This isn’t the first time airlines have taken action to prevent a certain electronic product onboard airplanes. How can we forget the highly publicized problems with the Samsung Galaxy Note 7?

So this begs me to ask the question, how can you find out if your electronic products, such as computers, smartphones or even headphones, are a subject of a manufacturer recall?

Everyone is familiar with recalls regarding automobiles. However, it’s somewhat easier to contact customers about problems with their car because you have to give your contact information to the dealer when buying the car to register the title. Auto companies will, at a minimum, send a letter to everyone they think owns a specific model of car to let them know of safety problems. But that doesn’t apply to personal electronic items. If your computer or smartphone might burst into flames, it’s up to you to make sure you’re notified.

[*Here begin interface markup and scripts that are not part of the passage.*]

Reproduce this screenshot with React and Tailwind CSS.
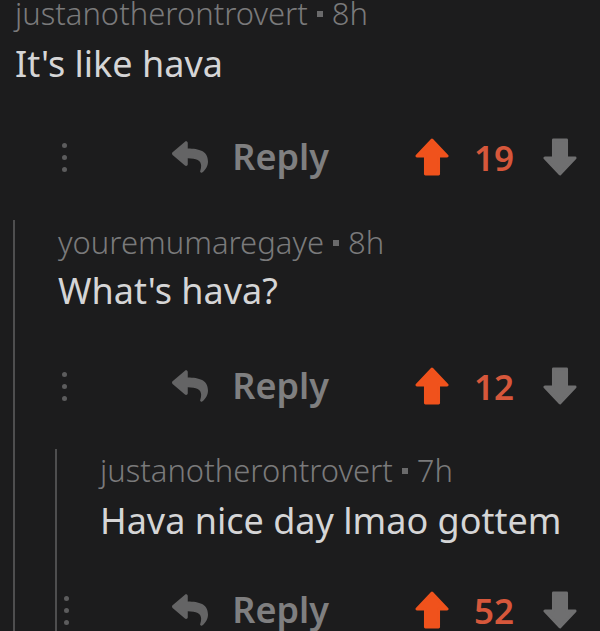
import { FaReply } from 'react-icons/fa'

function VoteArrow({ down = false, className = '' }) {
  return (
    <svg
      viewBox="0 0 36 40"
      className={`h-[38px] w-[34px] ${down ? 'rotate-180' : ''} ${className}`}
    >
      <polygon
        points="18,2 34,19 25,19 25,38 11,38 11,19 2,19"
        fill="currentColor"
        stroke="currentColor"
        strokeWidth="3"
        strokeLinejoin="round"
      />
    </svg>
  )
}

function Dots() {
  return (
    <div className="flex flex-col gap-[7px]">
      <span className="block h-[5px] w-[5px] rounded-full bg-[#5c5c5d]" />
      <span className="block h-[5px] w-[5px] rounded-full bg-[#5c5c5d]" />
      <span className="block h-[5px] w-[5px] rounded-full bg-[#5c5c5d]" />
    </div>
  )
}

function Actions({ score, className = '' }) {
  return (
    <div className={`flex h-[44px] items-center justify-between ${className}`}>
      <Dots />
      <div className="flex items-center">
        <FaReply className="h-[36px] w-[36px] text-[#646465]" />
        <span className="ml-[24px] text-[36px] font-semibold leading-none text-[#7f7f80]">Reply</span>
        <VoteArrow className="ml-[86px] text-[#f0521c]" />
        <span className="ml-[25px] w-[42px] text-[35px] font-semibold leading-none text-[#d6573b]">{score}</span>
        <VoteArrow down className="ml-[27px] text-[#6f6f70]" />
      </div>
    </div>
  )
}

function Meta({ user, age }) {
  return (
    <p className="flex items-baseline text-[31px] font-light leading-[30px] text-[#7a7a7b]">
      <span>{user}</span>
      <span className="mx-[9px] inline-block h-[6px] w-[6px] -translate-y-[8px] bg-[#6a6a6b]" />
      <span>{age}</span>
    </p>
  )
}

function Body({ children, className = '' }) {
  return <p className={`text-[36px] leading-[36px] text-[#d5d5d6] ${className}`}>{children}</p>
}

export default function App() {
  return (
    <div className="h-[631px] overflow-hidden bg-[#1c1c1d] pl-[13px] pr-[23px] font-['Noto_Sans','Open_Sans',sans-serif]">
      <div className="-mt-[2px] pl-[2px]">
        <Meta user="justanotherontrovert" age="8h" />
        <Body className="mt-[18px]">It's like hava</Body>
      </div>
      <Actions score="19" className="mt-[53px] pl-[49px]" />

      <div className="mt-[41px] border-l-2 border-[#4e4e4f] pl-[40px]">
        <div className="pt-[7px] pl-[3px]">
          <Meta user="youremumaregaye" age="8h" />
          <Body className="mt-[16px]">What's hava?</Body>
        </div>
        <Actions score="12" className="mt-[55px] pl-[7px]" />

        <div className="mt-[41px] border-l-2 border-[#4e4e4f] pl-[43px]">
          <div className="pt-[6px]">
            <Meta user="justanotherontrovert" age="7h" />
            <Body className="mt-[18px]">Hava nice day lmao gottem</Body>
          </div>
          <Actions score="52" className="mt-[49px] -ml-[43px] pl-[7px]" />
        </div>
      </div>
    </div>
  )
}
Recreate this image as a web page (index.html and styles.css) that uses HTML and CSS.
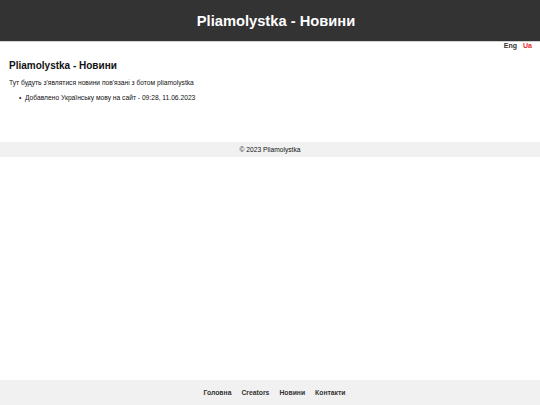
FILE: index.html
```html
<!DOCTYPE html>
<html lang="uk">
<head>
<meta charset="utf-8">
<title>Pliamolystka - Новини</title>
<link rel="stylesheet" href="styles.css">
</head>
<body>
<header class="site-header">
  <h1 class="site-title">Pliamolystka - Новини</h1>
</header>
<div class="lang">
  <a class="lang-link" href="#">Eng</a>
  <a class="lang-link active" href="#">Ua</a>
</div>
<main class="content">
  <h2 class="page-title">Pliamolystka - Новини</h2>
  <p class="intro">Тут будуть з'являтися новини пов'язані з ботом pliamolystka</p>
  <ul class="news">
    <li>Добавлено Українську мову на сайт - 09:28, 11.06.2023</li>
  </ul>
</main>
<footer class="copy">© 2023 Pliamolystka</footer>
<nav class="bottom-nav">
  <a href="#">Головна</a>
  <a href="#">Creators</a>
  <a href="#">Новини</a>
  <a href="#">Контакти</a>
</nav>
</body>
</html>
```

FILE: styles.css
```css
html, body {
  margin: 0;
  padding: 0;
}
body {
  font-family: "Liberation Sans", Arial, sans-serif;
  font-size: 6.7px;
  color: #111;
  background: #fff;
  min-height: 405px;
}
.site-header {
  background: #333333;
  height: 41px;
  border-bottom: 1px solid #d0d0d0;
  display: flex;
  align-items: center;
  justify-content: center;
  padding-left: 12px;
}
.site-title {
  margin: 0;
  color: #fff;
  font-size: 14.7px;
  font-weight: bold;
}
.lang {
  display: flex;
  justify-content: flex-end;
  gap: 6px;
  padding: 0 8px 0 0;
  height: 8px;
  line-height: 8px;
  font-size: 7px;
}
.lang-link {
  text-decoration: none;
  font-weight: bold;
  color: #333;
}
.lang-link.active {
  color: #e52b2b;
}
.content {
  padding: 0 9px;
}
.page-title {
  margin: 9px 0 0;
  font-size: 10px;
  line-height: 14px;
}
.intro {
  margin: 5px 0 0;
  line-height: 9px;
}
.news {
  margin: 6px 0 0;
  padding-left: 10px;
  list-style: none;
  line-height: 9px;
}
.news li::before {
  content: "•";
  display: inline-block;
  width: 6px;
}
.copy {
  margin-top: 40px;
  background: #f1f1f1;
  height: 15px;
  line-height: 15px;
  text-align: center;
}
.bottom-nav {
  position: fixed;
  left: 0;
  right: 0;
  bottom: 0;
  height: 25px;
  background: #f1f1f1;
  display: flex;
  justify-content: center;
  align-items: center;
  gap: 10px;
  padding-left: 9px;
  font-size: 6.8px;
}
.bottom-nav a {
  color: #333;
  font-weight: bold;
  text-decoration: none;
}
```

The easiest way to make sure you’re on the contact list is to register your product after your purchase. You know, the card in the box that asks you to fill out your personal information, or the website that asks way too many questions. While this is a great way for a company to collect all of your info and send you spam about their new products, it’s also a way to let them know which products you own, just in case one of them is recalled.

If you’re like me, you totally ignore these opportunities. If you do, how can you find out about recalls? Any consumer product that is recalled in the U.S. is listed on the United States Consumer Product Safety Commission’s website. You can search by company or product. A quick search for Apple found the MacBook Pro recall.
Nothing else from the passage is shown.